Um libelo contra as ditaduras e os estados de exceção em países latino americanos, costurado em forma de poesia cinematográfica.
Em cartaz em várias salas de cinema, o filme Ainda Estou Aqui arrebatou mais de um milhão de pessoas para as salas de cinema. Walter Salles é um poeta da imagem. Já tinha provado isso em Central do Brasil e agora retorna, nos brindando com essa joia.
O filme é dos mais comentados da atualidade e merece todos os elogios. Fernanda Torres está magistral. Uma das coisas mais difíceis para o ator é interpretar o medo, porque é uma reação muito primeva. A atriz demonstra isso em diversas cenas. Eunice é uma personagem arrebatadora.

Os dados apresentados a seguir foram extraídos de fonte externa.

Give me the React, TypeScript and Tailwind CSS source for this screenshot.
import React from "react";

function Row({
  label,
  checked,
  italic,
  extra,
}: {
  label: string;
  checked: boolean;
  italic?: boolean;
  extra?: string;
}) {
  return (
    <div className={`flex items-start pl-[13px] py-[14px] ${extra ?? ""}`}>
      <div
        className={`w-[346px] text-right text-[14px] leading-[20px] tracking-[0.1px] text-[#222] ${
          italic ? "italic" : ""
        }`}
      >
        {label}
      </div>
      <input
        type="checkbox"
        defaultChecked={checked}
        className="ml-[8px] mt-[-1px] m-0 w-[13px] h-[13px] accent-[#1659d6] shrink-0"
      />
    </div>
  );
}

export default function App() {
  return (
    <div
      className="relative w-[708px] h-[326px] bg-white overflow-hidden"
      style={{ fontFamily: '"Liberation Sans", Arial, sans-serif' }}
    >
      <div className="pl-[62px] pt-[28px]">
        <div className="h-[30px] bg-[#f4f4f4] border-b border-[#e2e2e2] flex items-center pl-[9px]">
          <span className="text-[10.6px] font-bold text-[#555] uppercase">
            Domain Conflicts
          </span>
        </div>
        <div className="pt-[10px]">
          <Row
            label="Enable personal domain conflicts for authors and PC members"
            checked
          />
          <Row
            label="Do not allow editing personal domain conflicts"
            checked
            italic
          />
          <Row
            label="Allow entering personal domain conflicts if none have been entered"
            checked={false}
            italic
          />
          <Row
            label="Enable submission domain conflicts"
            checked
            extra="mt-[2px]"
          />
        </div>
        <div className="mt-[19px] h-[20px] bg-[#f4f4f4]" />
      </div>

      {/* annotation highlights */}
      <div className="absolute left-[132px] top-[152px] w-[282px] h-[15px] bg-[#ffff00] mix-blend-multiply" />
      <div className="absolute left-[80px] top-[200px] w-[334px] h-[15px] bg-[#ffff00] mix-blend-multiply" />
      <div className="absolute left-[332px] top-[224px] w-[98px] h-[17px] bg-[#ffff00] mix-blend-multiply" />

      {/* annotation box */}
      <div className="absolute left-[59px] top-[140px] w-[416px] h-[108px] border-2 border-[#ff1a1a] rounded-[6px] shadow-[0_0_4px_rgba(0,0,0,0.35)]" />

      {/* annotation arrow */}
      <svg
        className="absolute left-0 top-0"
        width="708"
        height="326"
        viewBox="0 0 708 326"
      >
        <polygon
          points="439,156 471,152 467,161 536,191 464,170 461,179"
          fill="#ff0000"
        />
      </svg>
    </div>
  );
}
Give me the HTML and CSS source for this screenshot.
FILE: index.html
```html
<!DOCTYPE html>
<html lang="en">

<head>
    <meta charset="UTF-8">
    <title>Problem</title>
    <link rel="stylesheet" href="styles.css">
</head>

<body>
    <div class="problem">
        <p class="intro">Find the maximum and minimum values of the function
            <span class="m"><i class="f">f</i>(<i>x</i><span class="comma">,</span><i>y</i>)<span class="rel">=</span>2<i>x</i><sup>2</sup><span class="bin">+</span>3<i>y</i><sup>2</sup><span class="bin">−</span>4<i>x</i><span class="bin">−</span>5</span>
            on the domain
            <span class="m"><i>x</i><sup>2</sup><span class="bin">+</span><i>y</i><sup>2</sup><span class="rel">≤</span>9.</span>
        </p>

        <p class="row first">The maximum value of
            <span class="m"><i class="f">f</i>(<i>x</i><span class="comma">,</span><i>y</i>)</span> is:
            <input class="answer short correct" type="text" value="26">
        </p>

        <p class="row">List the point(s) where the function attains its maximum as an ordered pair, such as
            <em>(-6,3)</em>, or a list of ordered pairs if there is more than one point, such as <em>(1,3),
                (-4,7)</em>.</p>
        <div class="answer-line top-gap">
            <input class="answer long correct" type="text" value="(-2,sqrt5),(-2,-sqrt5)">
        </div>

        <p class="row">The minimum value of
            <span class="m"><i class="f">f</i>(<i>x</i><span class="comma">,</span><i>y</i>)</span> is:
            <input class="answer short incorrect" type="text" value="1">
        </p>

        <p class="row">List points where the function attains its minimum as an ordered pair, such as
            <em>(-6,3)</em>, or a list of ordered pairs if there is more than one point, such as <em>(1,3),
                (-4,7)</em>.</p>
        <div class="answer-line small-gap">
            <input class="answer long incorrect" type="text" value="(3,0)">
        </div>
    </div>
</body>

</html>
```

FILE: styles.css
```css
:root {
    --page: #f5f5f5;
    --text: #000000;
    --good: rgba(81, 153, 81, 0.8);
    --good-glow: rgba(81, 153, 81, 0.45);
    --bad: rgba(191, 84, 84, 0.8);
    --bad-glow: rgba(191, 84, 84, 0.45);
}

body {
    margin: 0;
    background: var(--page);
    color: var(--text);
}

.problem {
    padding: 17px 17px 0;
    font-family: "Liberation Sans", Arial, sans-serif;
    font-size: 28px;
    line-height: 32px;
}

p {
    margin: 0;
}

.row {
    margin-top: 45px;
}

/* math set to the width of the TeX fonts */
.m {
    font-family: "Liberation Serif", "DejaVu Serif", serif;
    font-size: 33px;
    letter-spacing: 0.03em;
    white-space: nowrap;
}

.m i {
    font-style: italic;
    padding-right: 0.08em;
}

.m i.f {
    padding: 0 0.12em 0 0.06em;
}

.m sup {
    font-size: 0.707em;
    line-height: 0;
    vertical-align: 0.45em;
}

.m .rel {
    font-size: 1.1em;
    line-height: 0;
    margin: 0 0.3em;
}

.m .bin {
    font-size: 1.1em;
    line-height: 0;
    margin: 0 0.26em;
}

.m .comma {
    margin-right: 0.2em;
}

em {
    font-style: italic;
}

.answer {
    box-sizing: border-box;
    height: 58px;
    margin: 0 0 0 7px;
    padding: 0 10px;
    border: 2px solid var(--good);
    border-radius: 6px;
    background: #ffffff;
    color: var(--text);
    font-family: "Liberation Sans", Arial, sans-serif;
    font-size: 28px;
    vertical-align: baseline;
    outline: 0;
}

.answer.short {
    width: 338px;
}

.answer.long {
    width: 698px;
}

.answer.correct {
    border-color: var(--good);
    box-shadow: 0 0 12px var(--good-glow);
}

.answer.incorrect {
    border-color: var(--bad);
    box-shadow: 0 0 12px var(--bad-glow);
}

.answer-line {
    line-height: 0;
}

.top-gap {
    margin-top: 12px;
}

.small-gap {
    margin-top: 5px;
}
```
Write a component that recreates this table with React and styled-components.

Não obstante o brilho de Fernanda, os atores estão todos muito equilibrados. Eu, particularmente, adorei ver Thelmo Fernandes, um ator que eu amo desde que o vi como Creonte numa montagem de Gota d’Água. Selton Mello encarnou com delicadeza o espírito bonachão de Rubens Paiva.
Adaptações traem o espírito da obra, mas nos brindam com novas belezas
Walter selecionou muito bem os trechos do livro sobre o qual já escrevi aqui. Fez as elipses necessárias e abordou com muita sensibilidade um tempo duro. Os anos de chumbo trouxeram lacunas, porque muitos brasileiros perderam familiares, amigos, conhecidos. Muita gente sumiu nesse tempo e os milicos mentiam deslavadamente, pois dominavam os veículos de comunicação, muitas vezes cúmplices da situação.
Hoje sabemos que Rubens Paiva não durou uma noite de tortura e imaginamos a brutalidade com que a repressão o torturou naquela cela. E tudo porque alguns exilados encaminharam cartas interceptadas na chegada. Mas a tortura psicológica a que muitos ainda estão submetidos é impressionante. Muitas pessoas ainda buscam seus familiares raptados pelo regime brutal.
O cinema brasileiro está de parabéns. Não é uma indústria que produz dezenas de porcarias anualmente. Quando faz, faz muito bem feito!